4. What will happen after liquidation?
- After the liquidation is triggered, the system will sort all positions of swaps under Tom’s cross margin account based on their unrealized PnL of the current period from low to high.
- After sorting we can find that the position of ETH/USDT swaps has the largest loss-marking and the corresponding tier of its adjustment factor is Tier 2. Then the system will use the maximum net open interest of Tier 1 as its remaining position quantity and use 15%, the corresponding adjustment factor of Tier 1, to re-calculate the margin ratio of Tom’s cross margin account.
- If after the position reduction to Tier 1 for ETH/USDT swaps, the margin ratio is still lower than 0%, the system will liquidate all positions of ETH/USDT swaps. By that analogy, the system will continue to liquidate the next position with the largest loss until the margin ratio of Tom’s cross margin account is greater than 0%.
(The above content is for example purposes only, the specific settings or related changes shall subject to the latest announcement)
Insurance fund
Insurance fund is set up to cover the losses from forced liquidation.
- Swaps that only support isolated margin mode.
For swaps that only support isolated margin mode, there is a corresponding insurance fund for each swaps and they are independent. Assume EOS/SUDT and TRX/USDT swaps only support isolated margin mode, then the insurance funds (USDT) for EOS-USDT swaps and TRX-USDT swaps are independent.
- Swaps that support cross margin mode.
All swaps that support both cross and isolated margin mode share the same insurance fund. For example, if BTC/USDT, ETH/USDT, BCH/USDT swaps support both cross and isolated margin mode, the insurance fund (USDT) are shared by these swaps that support cross margin mode.
When the system liquidates a user's position, it takes over the user's position and closes the position in the market. The profit generated by closing positions will be injected into the insurance fund of the corresponding contract. The system will transfer assets to the risky accounts during initial transactions or under special circumstances for increasing insurance fund.
Use of insurance fund: In each period of settlement, if a forced liquidation order fails to be closed and causes losses, the system will use insurance fund to compensate users first, and the part that the insurance fund not able to compensate will enter into the clawback mechanism.
Clawback
When the market fluctuates severely, the user is subjected to liquidation. When the order cannot be filled with the takeover price, a loss that greater than the range that the insurance fund can undertake generates. The platform adopts the “clawback” system. Each profitable account compensates the loss of bankrupt according to its profit ratio.
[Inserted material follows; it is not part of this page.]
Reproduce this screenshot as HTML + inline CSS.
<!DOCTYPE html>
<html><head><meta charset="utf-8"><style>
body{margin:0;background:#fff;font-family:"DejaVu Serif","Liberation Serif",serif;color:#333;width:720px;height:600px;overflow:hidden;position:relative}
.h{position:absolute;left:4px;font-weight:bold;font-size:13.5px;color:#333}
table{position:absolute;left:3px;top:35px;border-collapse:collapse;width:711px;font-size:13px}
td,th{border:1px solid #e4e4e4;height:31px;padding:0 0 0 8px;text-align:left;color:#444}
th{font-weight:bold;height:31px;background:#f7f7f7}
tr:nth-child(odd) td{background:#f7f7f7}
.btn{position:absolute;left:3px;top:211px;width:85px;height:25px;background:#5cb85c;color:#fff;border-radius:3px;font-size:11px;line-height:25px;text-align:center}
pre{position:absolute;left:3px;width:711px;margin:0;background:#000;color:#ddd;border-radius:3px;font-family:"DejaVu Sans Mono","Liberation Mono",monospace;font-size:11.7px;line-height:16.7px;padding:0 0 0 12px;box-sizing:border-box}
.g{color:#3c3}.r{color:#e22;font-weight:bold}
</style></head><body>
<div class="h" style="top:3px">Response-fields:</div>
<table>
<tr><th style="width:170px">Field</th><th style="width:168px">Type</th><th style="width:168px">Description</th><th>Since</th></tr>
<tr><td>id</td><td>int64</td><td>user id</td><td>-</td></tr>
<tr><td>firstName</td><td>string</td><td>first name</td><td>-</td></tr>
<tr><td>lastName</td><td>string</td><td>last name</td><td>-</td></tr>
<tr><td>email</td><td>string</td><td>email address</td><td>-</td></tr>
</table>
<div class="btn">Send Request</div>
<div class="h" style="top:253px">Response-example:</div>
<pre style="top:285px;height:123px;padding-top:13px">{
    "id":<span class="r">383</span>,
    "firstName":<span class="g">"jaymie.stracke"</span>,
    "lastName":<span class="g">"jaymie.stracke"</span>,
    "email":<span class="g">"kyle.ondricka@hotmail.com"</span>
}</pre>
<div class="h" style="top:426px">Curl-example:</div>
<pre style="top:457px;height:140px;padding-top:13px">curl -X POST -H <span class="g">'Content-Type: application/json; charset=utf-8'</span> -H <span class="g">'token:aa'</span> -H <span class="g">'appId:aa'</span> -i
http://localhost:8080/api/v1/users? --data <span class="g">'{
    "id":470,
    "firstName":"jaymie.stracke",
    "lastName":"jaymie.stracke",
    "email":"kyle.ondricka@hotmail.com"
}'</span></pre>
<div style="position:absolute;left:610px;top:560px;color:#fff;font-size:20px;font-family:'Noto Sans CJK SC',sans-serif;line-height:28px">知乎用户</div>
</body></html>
- Swaps that only support isolated margin mode
Consolidate the loss generated by all forced liquidation orders of all swaps that support both cross and isolated margin mode, and proceed clawback by using the earnings from profitable cross and isolated margin accounts of all swaps that support cross margin mode as the clawback base.
The system calculates the loss generated by all forced liquidation orders of an asset and proceeds clawback by using the earnings from all profitable users of this asset as the base of the clawback.
Clawback coefficient = Loss from forced liquidation/ Earnings from profitable cross and isolated margin accounts of all swaps that support cross margin mode
Assume during the settlement at 16:00, the total loss of the liquidation orders of EOS/USDT swaps is 12000USDT.
First, the loss will be compensated by the insurance fund. If there are 2000 USDT of loss after the compensation, the remaining 2000 USDT will be compensated by the profitable accounts.
Assume the earnings of profitable accounts is 4,000,000 USDT, then the clawback coefficient is 2000 / 4000000 = 1 / 2000.
Assume a user has earned 2000 USDT from BTC-USDT swaps, then he needs to clawback 2000 * (1 / 2000) = 1USDT
- Swaps that support cross margin mode
Clawback coefficient = Loss from forced liquidation/ Earnings from all profitable users
For example, BTC/USDT, ETH/USDT and BCH/USDT swaps support both cross and isolated margin modes. Then the cross and isolated margin modes of these three swaps share a same insurance fund. Assume BTC/USDT swaps triggered clawback mechanism, all profitable users of BTC/USDT, ETH/SUDT and BCH/USDT swaps in the current term shall join the clawback.